Eine solche rote Linie könnte angesichts des jüngsten massiven russischen Truppenaufmarsches an der ukrainischen Grenze und auf der Krim von über 100.000 Soldaten die vor kurzem vom ukrainischen Präsidenten Wolodymyr Selenskij ins Spiel gebrachte NATO-Mitgliedschaft der Ukraine sein. Die ist meines Erachtens illusorisch, da kein Land in die NATO aufgenommen werden kann, das auf seinem Territorium in kriegerische Handlungen von Separatisten mit militärischer Unterstützung des Nachbarlandes verwickelt ist (Ost-Ukraine) und dessen Grenzen nicht geregelt sind. So wird die Krim von Kiew weiterhin als zur Ukraine gehörig betrachtet.

Putin erklärte nicht, dass Russland die separatistischen Gebiete in der Ost-Ukraine als Staaten anerkennt, obwohl das unter Umständen erwartet werden konnte angesichts der Entwürfe für drei Briefe an Putin, die der Führer der „Volksrepublik Donezk“ (russ. abgekürzt DNR), Denis Puschilin, vorbereitet und unterschrieben hatte.[2] In der ersten Option wird um eine militärische Unterstützung der „DNR“ durch Russland gebeten. Die zweite Option beinhaltet die Akzeptierung der „DNR“ als Teil Russlands.
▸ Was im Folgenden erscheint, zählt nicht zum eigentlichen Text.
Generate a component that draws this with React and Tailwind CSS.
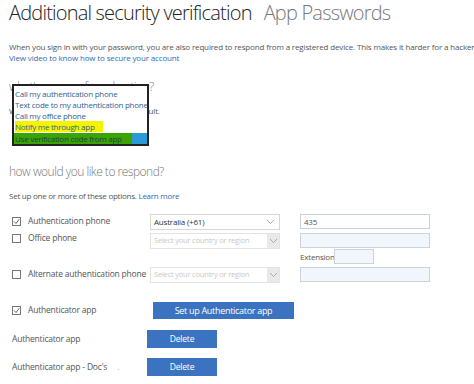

Laut der dritten Option soll Russland nach der Anerkennung der Unabhängigkeit der „DNR“ ein Abkommen über Freundschaft und Zusammenarbeit mit ihr schließen. Meines Erachtens möchte Putin vielmehr, dass die separatistischen Gebiete voll in die Ukraine integriert werden unter Beibehaltung ihrer bisherigen Führer mit eigener Gerichtsbarkeit und Polizei, um permanent auf Kiew einwirken zu können und so die Ukraine mittelfristig auf einen russlandfreundlichen Kurs zu bringen.

Sicherheit

Die in seinem Bericht zur Lage der Nation vor drei Jahren vorgestellten neuen strategischen und taktischen Raketensysteme[3] kommen entweder in Dienst oder sind bereits in den Streitkräften – so Putin – eingeführt. Der Sättigungsgrad der Streitkräfte mit modernen Waffensystemen habe bereits 75 % erreicht (88 % bei der nuklearen Triade, das sind die bodengestützten, seegestützten und luftgestützten Raketenabschusssysteme). Das Hyperschall-Gleitfahrzeug Awangard ist schon in Betrieb genommen worden, das Sarmat-System (schwere Interkontinentalrakete) soll bis Ende 2022 zum Einsatz kommen. Die Zahl der Kinschal-Systeme (Überschallraketenkomplex) nehme zu, und die Zirkons (schiffgestützter Hyperschall-Seezielflugkörper) werden sich bald anschließen.

[1]              http://kremlin.ru/events/president/news/65418

[2]              https://zn.ua/ukr/POLITICS/hlava-dnr-hotuje-tri-varianti-zvernennja-do-putina.html

[3]              Vgl. meine Kolumne vom März 2018.